The show is set in F Hall of JC Contemporary building in Tai Kwun — a prison complex that was decommissioned in 2006 and has since been adapted into a cultural space and opened to the public two years ago. F Hall used to be a printing facility, and later, a female ward of the prison. Curated by Xue Tan, My Body Holds Its Shape re-imagines the site in which it is located — a sprawling 2,100-square feet white cube art gallery — as both limiting and liberating, or rather, tries to find the spirit of freedom embedded in a space that was created to confine and control prisoners.

Ho Tzu Nyen’s Earth is a spectacular video installation, paying homage to a range of classical European Renaissance paintings. Now on show at Tai Kwun Contemporary. (PHOTO PROVIDED TO CHINA DAILY)

A part of the wall at one end of the hall has been dramatically removed and replaced with glass panels, fortified by a steel frame, revealing a corridor with three windows, framing the scenery outside like a set of paintings. The piece, playfully titled pullherawaypull, is by Thea Djordjadze, a Berlin-based Georgian artist. Her other contributions to the show include an equally quirky set of three sleek angular metallic sculptures vaguely resembling two benches and a foldable table but keep changing shape, and purpose, depending on the observer’s point of view. 

Also by Djordjadze is a set of two tall and narrow steel vitrines, propped up against the wall. While their cage-like appearance serves as a throwback to the idea of imprisonment that F Hall has been witness to, back in the day, for this show they have been re-purposed as photo display boxes. 

Jun Nguyen Hatsushiba’s video offers a surreal take on the plight of the Vietnamese boat people. (PHOTO PROVIDED TO CHINA DAILY)

The steel cages contain a set of four photographs taken by Thai artist Pratchaya Phinthong. At first glance the images could be mistaken for glimpses of the sky, taken from inside a cave or dormant volcano. They are in fact chunks of meteorites, reflecting the sky on their shiny surface — a fine example of the life-affirming elements that often lie hidden where they are least expected.

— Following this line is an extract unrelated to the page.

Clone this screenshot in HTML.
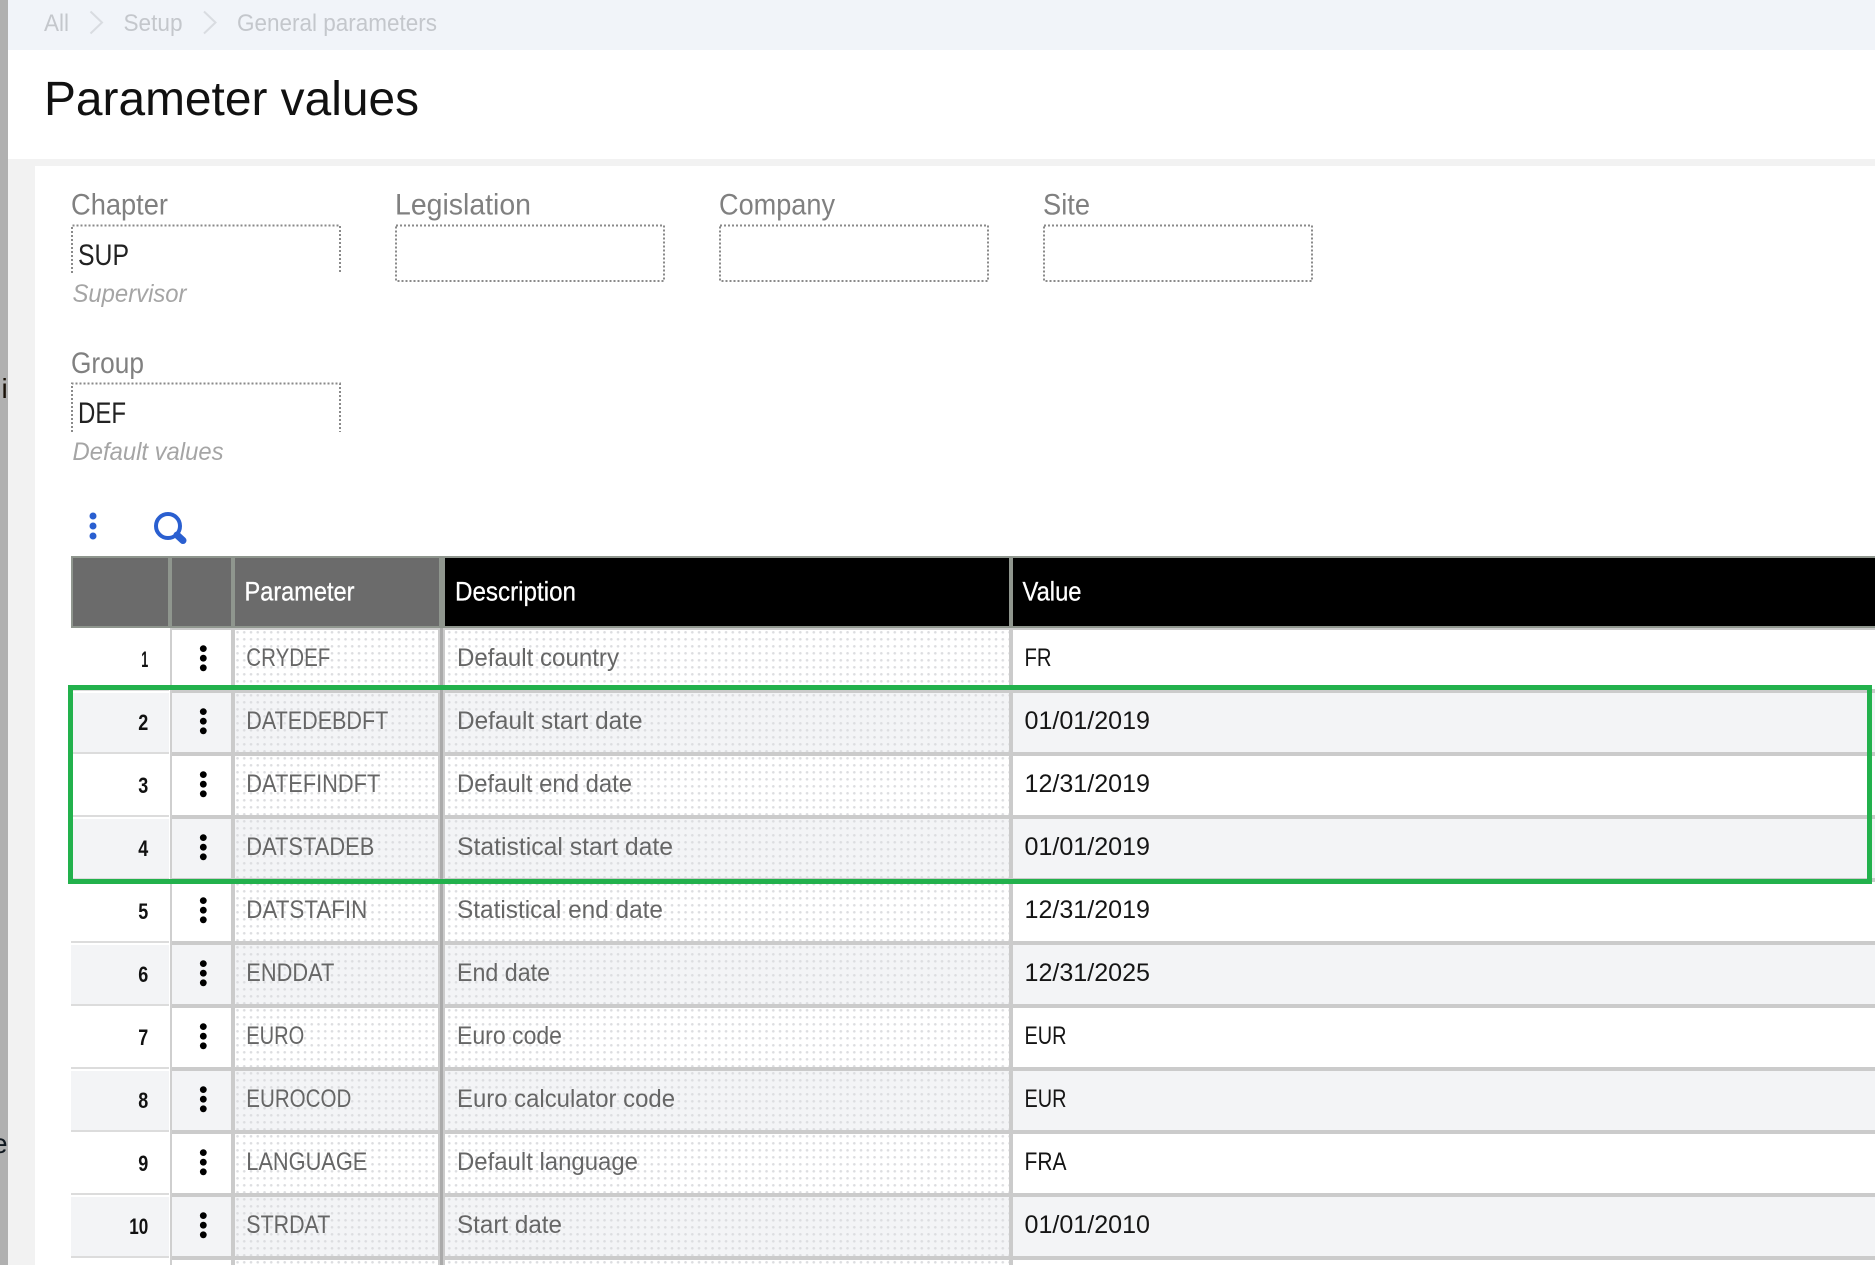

Arguably the most striking piece in the show is Phinthong’s sculpture, Fork. It’s a slab of lead made with the remains of unexploded ordnance retrieved from the farmlands in Laos. Polished and shining like a mirror on one side and left rough and hewn on the other, the piece is mounted vertically. It’s roughly the same height as a human being’s, standing like a mute witness, as it were, to the heavy US-bombing during the Vietnam War (1955—1975). 

Curator Xue Tan designed My Body Holds Its Shape around the theme of limits, hoping to inspire greater empathy in viewers. (PHOTO PROVIDED TO CHINA DAILY)

Hong Kong artist Tap Chan’s contribution to the show is so understated it might be easy to miss. Titled Speed of Night, Chan’s piece comprises white poles with hand-painted spiralling stripes inserted in the wall. While automated hair salon signage comes to mind, the spare look of the poles, near-invisible against the walls, and their ponderously slow turning make the installation something of an antithesis of the often loud and garish graphics generated by their salon counterparts. 

Berlin-based American artist Jason Dodge has created an installation comprising two companion pieces that might look like stacked up woven fabric, bound in strings. The total length of jute fiber thread that went into making each of these “equals the distance from the earth to above the weather.” Tan Zhixiang, from Liuyang, China chose to weave one of the two pieces in black, whereas participants from Hong Kong’s St James’ Creation — the creative wing of St James’ Settlement, a charity that helps rehabilitate people with special needs — wove the other one using yarns dyed in the most vivid shades of blue, yellow, red and brown, articulating the feelings that often remain locked up inside people on the autism spectrum. 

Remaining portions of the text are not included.